REQUIRED TASK => Please retype the data in full and exactly; the pictures are not part of the copy.

RAW DATA =>
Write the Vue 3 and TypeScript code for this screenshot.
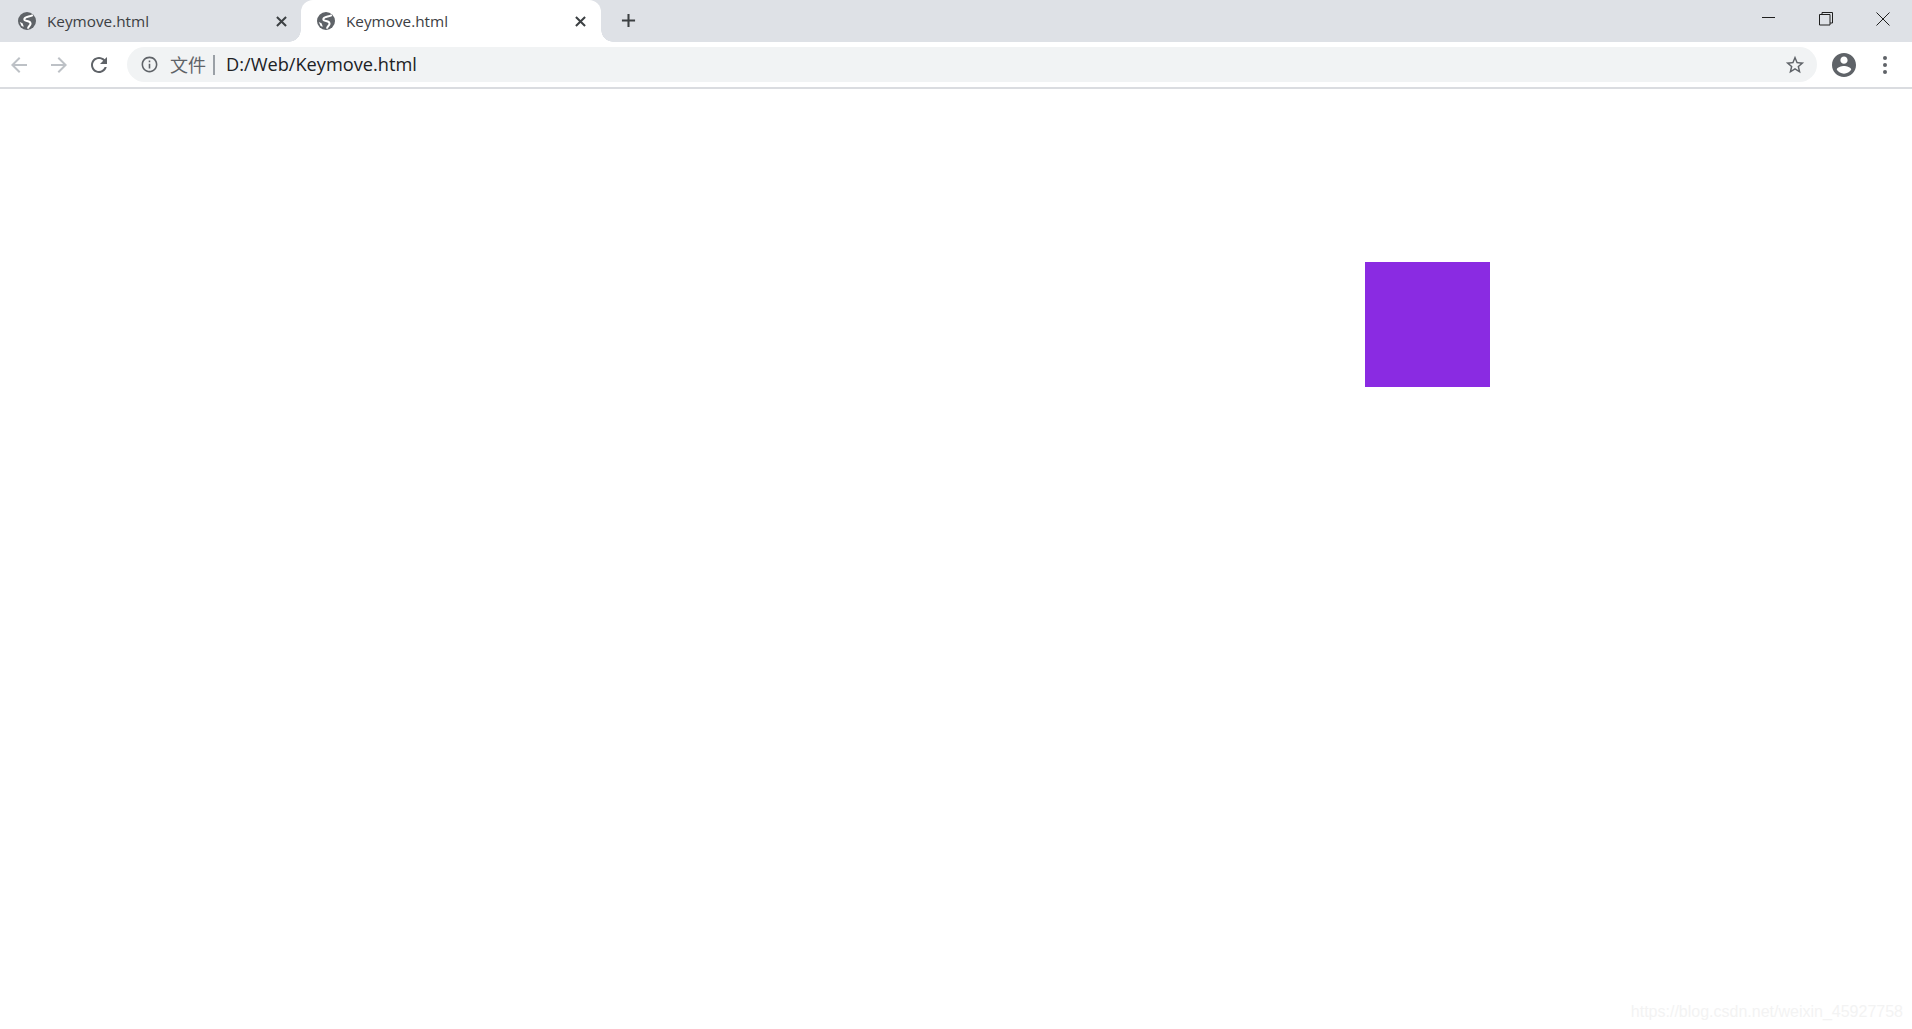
<script setup lang="ts">
const tabs = [
  { title: 'Keymove.html', active: false },
  { title: 'Keymove.html', active: true },
]
</script>

<template>
  <div class="browser">
    <header class="strip">
      <div v-for="(tab, i) in tabs" :key="i" class="tab" :class="{ active: tab.active }">
        <svg class="favicon" viewBox="2 2 20 20"><circle cx="12" cy="12" r="10" fill="#5f6368" /><path d="M18.500 5.500C15 7.500 9 7 9 10C9 13 16 11 16 15C16 17 13.500 17.500 13 20.500" fill="none" stroke="#fff" stroke-width="2.200" /><path d="M4 13L7 14.500L8.500 18.500L6 17.500z" fill="#fff" /></svg>
        <span class="tab-title">{{ tab.title }}</span>
        <svg class="tab-close" viewBox="0 0 12 12"><path d="M1 1l10 10M11 1L1 11" /></svg>
      </div>
      <svg class="new-tab" viewBox="0 0 16 16"><path d="M8 1v14M1 8h14" /></svg>
      <div class="win-controls">
        <svg class="win" viewBox="0 0 14 14"><path d="M0 5.500h13" /></svg>
        <svg class="win" viewBox="0 0 14 14"><path d="M.5 2.500h10.500v10.500H.5zM3 2.500V.5h10.500V11h-2.500" /></svg>
        <svg class="win" viewBox="0 0 14 14"><path d="M.5.5l13 13M13.500.5l-13 13" /></svg>
      </div>
    </header>
    <nav class="toolbar">
      <svg class="nav-icon disabled" viewBox="0 0 24 24"><path d="M20 11H7.830l5.590-5.590L12 4l-8 8 8 8 1.410-1.410L7.830 13H20v-2z" /></svg>
      <svg class="nav-icon disabled" viewBox="0 0 24 24"><path d="M4 11h12.170l-5.590-5.590L12 4l8 8-8 8-1.410-1.410L16.170 13H4v-2z" /></svg>
      <svg class="nav-icon reload" viewBox="0 0 24 24"><path d="M17.650 6.350C16.200 4.900 14.210 4 12 4c-4.420 0-7.990 3.580-7.990 8s3.570 8 7.990 8c3.730 0 6.840-2.550 7.730-6h-2.080c-.82 2.330-3.040 4-5.650 4-3.310 0-6-2.690-6-6s2.690-6 6-6c1.660 0 3.140.69 4.220 1.780L13 11h7V4l-2.350 2.350z" /></svg>
      <div class="omnibox">
        <svg class="info" viewBox="0 0 24 24"><path d="M11 7h2v2h-2zm0 4h2v6h-2zm1-9C6.480 2 2 6.480 2 12s4.480 10 10 10 10-4.480 10-10S17.520 2 12 2zm0 18c-4.410 0-8-3.590-8-8s3.590-8 8-8 8 3.590 8 8-3.590 8-8 8z" /></svg>
        <span class="scheme">文件</span>
        <span class="divider"></span>
        <span class="url">D:/Web/Keymove.html</span>
        <svg class="star" viewBox="0 0 24 24"><path d="M22 9.240l-7.190-.62L12 2 9.190 8.630 2 9.240l5.460 4.730L5.820 21 12 17.270 18.180 21l-1.630-7.030L22 9.240zM12 15.400l-3.760 2.270 1-4.280-3.320-2.880 4.380-.38L12 6.100l1.710 4.040 4.380.38-3.320 2.880 1 4.280L12 15.400z" /></svg>
      </div>
      <svg class="avatar" viewBox="2 2 20 20"><path d="M12 2C6.480 2 2 6.480 2 12s4.480 10 10 10 10-4.480 10-10S17.520 2 12 2zm0 3c1.660 0 3 1.340 3 3s-1.340 3-3 3-3-1.340-3-3 1.340-3 3-3zm0 14.200c-2.500 0-4.710-1.280-6-3.220.03-1.990 4-3.080 6-3.080 1.990 0 5.970 1.090 6 3.080-1.290 1.940-3.500 3.220-6 3.220z" /></svg>
      <div class="menu"><i></i><i></i><i></i></div>
    </nav>
    <main class="page">
      <div class="box"></div>
      <span class="watermark">https://blog.csdn.net/weixin_45927758</span>
    </main>
  </div>
</template>

<style scoped>
.browser {
  height: 1029px;
  display: flex;
  flex-direction: column;
  overflow: hidden;
  font-family: "Open Sans", "Noto Sans CJK SC", sans-serif;
  background: #fff;
}
.strip {
  height: 42px;
  flex: none;
  display: flex;
  align-items: stretch;
  background: #dee1e6;
}
.tab {
  position: relative;
  width: 300px;
  display: flex;
  align-items: center;
  padding-left: 18px;
  box-sizing: border-box;
  color: #3c4043;
}
.tab + .tab { margin-left: 1px; padding-left: 16px; }
.tab.active {
  background: #fff;
  border-radius: 12px 12px 0 0;
}
.tab.active .tab-close { margin-right: 15px; }
.tab.active::before,
.tab.active::after {
  content: "";
  position: absolute;
  bottom: 0;
  width: 12px;
  height: 12px;
}
.tab.active::before {
  left: -12px;
  background: radial-gradient(circle at 0 0, transparent 11.500px, #fff 12px);
}
.tab.active::after {
  right: -12px;
  background: radial-gradient(circle at 100% 0, transparent 11.500px, #fff 12px);
}
.favicon { width: 18px; height: 18px; flex: none; }
.tab-title {
  margin-left: 11px;
  font-size: 15.300px;
  flex: 1;
  white-space: nowrap;
}
.tab-close {
  width: 11px;
  height: 11px;
  margin-right: 13px;
  fill: none;
  stroke: #3c4043;
  stroke-width: 2.200;
}
.new-tab {
  width: 15px;
  height: 15px;
  margin: 13px 0 0 20px;
  fill: none;
  stroke: #3c4043;
  stroke-width: 2.200;
}
.win-controls {
  margin-left: auto;
  margin-right: 22px;
  display: flex;
  gap: 43px;
  padding-top: 12px;
}
.win {
  width: 14px;
  height: 14px;
  fill: none;
  stroke: #1f1f1f;
  stroke-width: 1;
}
.toolbar {
  height: 45px;
  flex: none;
  display: flex;
  align-items: center;
  padding: 0 0 0 7px;
  background: #fff;
  border-bottom: 2px solid #dadce0;
  box-sizing: content-box;
}
.nav-icon {
  width: 24px;
  height: 24px;
  margin-right: 16px;
  flex: none;
}
.nav-icon.disabled { fill: #bdc1c6; }
.nav-icon.reload { fill: #5f6368; margin-right: 0; }
.omnibox {
  width: 1690px;
  height: 35px;
  margin-left: 16px;
  flex: none;
  display: flex;
  align-items: center;
  box-sizing: border-box;
  padding: 0 11px 0 13px;
  background: #f1f3f4;
  border-radius: 18px;
}
.info { width: 19px; height: 19px; fill: #5f6368; flex: none; }
.scheme { margin-left: 11px; margin-top: -2px; font-size: 18px; color: #5f6368; }
.divider { width: 2px; height: 20px; margin: 0 11px 0 7px; background: #9aa0a6; }
.url { font-size: 18.200px; color: #202124; flex: 1; margin-top: -2px; }
.star { width: 22px; height: 22px; fill: #5f6368; flex: none; }
.avatar { width: 24px; height: 24px; margin-left: 15px; fill: #5f6368; flex: none; }
.menu {
  margin-left: 27px;
  display: flex;
  flex-direction: column;
  gap: 3px;
}
.menu i { width: 4px; height: 4px; border-radius: 50%; background: #5f6368; display: block; }
.page {
  position: relative;
  flex: 1;
  background: #fff;
}
.box {
  position: absolute;
  left: 1365px;
  top: 173px;
  width: 125px;
  height: 125px;
  background: #8a2be2;
}
.watermark {
  position: absolute;
  right: 9px;
  bottom: 8px;
  font-family: "Liberation Sans", sans-serif;
  font-size: 16px;
  color: #f3f3f3;
  white-space: nowrap;
}
</style>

OUTPUT OF THE EXERCISE =>
Write the Vue 3 and TypeScript code for this screenshot.
<script setup lang="ts">
const tabs = [
  { title: 'Keymove.html', active: false },
  { title: 'Keymove.html', active: true },
]
</script>

<template>
  <div class="browser">
    <header class="strip">
      <div v-for="(tab, i) in tabs" :key="i" class="tab" :class="{ active: tab.active }">
        <svg class="favicon" viewBox="2 2 20 20"><circle cx="12" cy="12" r="10" fill="#5f6368" /><path d="M18.500 5.500C15 7.500 9 7 9 10C9 13 16 11 16 15C16 17 13.500 17.500 13 20.500" fill="none" stroke="#fff" stroke-width="2.200" /><path d="M4 13L7 14.500L8.500 18.500L6 17.500z" fill="#fff" /></svg>
        <span class="tab-title">{{ tab.title }}</span>
        <svg class="tab-close" viewBox="0 0 12 12"><path d="M1 1l10 10M11 1L1 11" /></svg>
      </div>
      <svg class="new-tab" viewBox="0 0 16 16"><path d="M8 1v14M1 8h14" /></svg>
      <div class="win-controls">
        <svg class="win" viewBox="0 0 14 14"><path d="M0 5.500h13" /></svg>
        <svg class="win" viewBox="0 0 14 14"><path d="M.5 2.500h10.500v10.500H.5zM3 2.500V.5h10.500V11h-2.500" /></svg>
        <svg class="win" viewBox="0 0 14 14"><path d="M.5.5l13 13M13.500.5l-13 13" /></svg>
      </div>
    </header>
    <nav class="toolbar">
      <svg class="nav-icon disabled" viewBox="0 0 24 24"><path d="M20 11H7.830l5.590-5.590L12 4l-8 8 8 8 1.410-1.410L7.830 13H20v-2z" /></svg>
      <svg class="nav-icon disabled" viewBox="0 0 24 24"><path d="M4 11h12.170l-5.590-5.590L12 4l8 8-8 8-1.410-1.410L16.170 13H4v-2z" /></svg>
      <svg class="nav-icon reload" viewBox="0 0 24 24"><path d="M17.650 6.350C16.200 4.900 14.210 4 12 4c-4.420 0-7.990 3.580-7.990 8s3.570 8 7.990 8c3.730 0 6.840-2.550 7.730-6h-2.080c-.82 2.330-3.040 4-5.650 4-3.310 0-6-2.690-6-6s2.690-6 6-6c1.660 0 3.140.69 4.220 1.780L13 11h7V4l-2.350 2.350z" /></svg>
      <div class="omnibox">
        <svg class="info" viewBox="0 0 24 24"><path d="M11 7h2v2h-2zm0 4h2v6h-2zm1-9C6.480 2 2 6.480 2 12s4.480 10 10 10 10-4.480 10-10S17.520 2 12 2zm0 18c-4.410 0-8-3.590-8-8s3.590-8 8-8 8 3.590 8 8-3.590 8-8 8z" /></svg>
        <span class="scheme">文件</span>
        <span class="divider"></span>
        <span class="url">D:/Web/Keymove.html</span>
        <svg class="star" viewBox="0 0 24 24"><path d="M22 9.240l-7.190-.62L12 2 9.190 8.630 2 9.240l5.460 4.730L5.820 21 12 17.270 18.180 21l-1.630-7.030L22 9.240zM12 15.400l-3.760 2.270 1-4.280-3.320-2.880 4.380-.38L12 6.100l1.710 4.040 4.380.38-3.320 2.880 1 4.280L12 15.400z" /></svg>
      </div>
      <svg class="avatar" viewBox="2 2 20 20"><path d="M12 2C6.480 2 2 6.480 2 12s4.480 10 10 10 10-4.480 10-10S17.520 2 12 2zm0 3c1.660 0 3 1.340 3 3s-1.340 3-3 3-3-1.340-3-3 1.340-3 3-3zm0 14.200c-2.500 0-4.710-1.280-6-3.220.03-1.990 4-3.080 6-3.080 1.990 0 5.970 1.090 6 3.080-1.290 1.940-3.500 3.220-6 3.220z" /></svg>
      <div class="menu"><i></i><i></i><i></i></div>
    </nav>
    <main class="page">
      <div class="box"></div>
      <span class="watermark">https://blog.csdn.net/weixin_45927758</span>
    </main>
  </div>
</template>

<style scoped>
.browser {
  height: 1029px;
  display: flex;
  flex-direction: column;
  overflow: hidden;
  font-family: "Open Sans", "Noto Sans CJK SC", sans-serif;
  background: #fff;
}
.strip {
  height: 42px;
  flex: none;
  display: flex;
  align-items: stretch;
  background: #dee1e6;
}
.tab {
  position: relative;
  width: 300px;
  display: flex;
  align-items: center;
  padding-left: 18px;
  box-sizing: border-box;
  color: #3c4043;
}
.tab + .tab { margin-left: 1px; padding-left: 16px; }
.tab.active {
  background: #fff;
  border-radius: 12px 12px 0 0;
}
.tab.active .tab-close { margin-right: 15px; }
.tab.active::before,
.tab.active::after {
  content: "";
  position: absolute;
  bottom: 0;
  width: 12px;
  height: 12px;
}
.tab.active::before {
  left: -12px;
  background: radial-gradient(circle at 0 0, transparent 11.500px, #fff 12px);
}
.tab.active::after {
  right: -12px;
  background: radial-gradient(circle at 100% 0, transparent 11.500px, #fff 12px);
}
.favicon { width: 18px; height: 18px; flex: none; }
.tab-title {
  margin-left: 11px;
  font-size: 15.300px;
  flex: 1;
  white-space: nowrap;
}
.tab-close {
  width: 11px;
  height: 11px;
  margin-right: 13px;
  fill: none;
  stroke: #3c4043;
  stroke-width: 2.200;
}
.new-tab {
  width: 15px;
  height: 15px;
  margin: 13px 0 0 20px;
  fill: none;
  stroke: #3c4043;
  stroke-width: 2.200;
}
.win-controls {
  margin-left: auto;
  margin-right: 22px;
  display: flex;
  gap: 43px;
  padding-top: 12px;
}
.win {
  width: 14px;
  height: 14px;
  fill: none;
  stroke: #1f1f1f;
  stroke-width: 1;
}
.toolbar {
  height: 45px;
  flex: none;
  display: flex;
  align-items: center;
  padding: 0 0 0 7px;
  background: #fff;
  border-bottom: 2px solid #dadce0;
  box-sizing: content-box;
}
.nav-icon {
  width: 24px;
  height: 24px;
  margin-right: 16px;
  flex: none;
}
.nav-icon.disabled { fill: #bdc1c6; }
.nav-icon.reload { fill: #5f6368; margin-right: 0; }
.omnibox {
  width: 1690px;
  height: 35px;
  margin-left: 16px;
  flex: none;
  display: flex;
  align-items: center;
  box-sizing: border-box;
  padding: 0 11px 0 13px;
  background: #f1f3f4;
  border-radius: 18px;
}
.info { width: 19px; height: 19px; fill: #5f6368; flex: none; }
.scheme { margin-left: 11px; margin-top: -2px; font-size: 18px; color: #5f6368; }
.divider { width: 2px; height: 20px; margin: 0 11px 0 7px; background: #9aa0a6; }
.url { font-size: 18.200px; color: #202124; flex: 1; margin-top: -2px; }
.star { width: 22px; height: 22px; fill: #5f6368; flex: none; }
.avatar { width: 24px; height: 24px; margin-left: 15px; fill: #5f6368; flex: none; }
.menu {
  margin-left: 27px;
  display: flex;
  flex-direction: column;
  gap: 3px;
}
.menu i { width: 4px; height: 4px; border-radius: 50%; background: #5f6368; display: block; }
.page {
  position: relative;
  flex: 1;
  background: #fff;
}
.box {
  position: absolute;
  left: 1365px;
  top: 173px;
  width: 125px;
  height: 125px;
  background: #8a2be2;
}
.watermark {
  position: absolute;
  right: 9px;
  bottom: 8px;
  font-family: "Liberation Sans", sans-serif;
  font-size: 16px;
  color: #f3f3f3;
  white-space: nowrap;
}
</style>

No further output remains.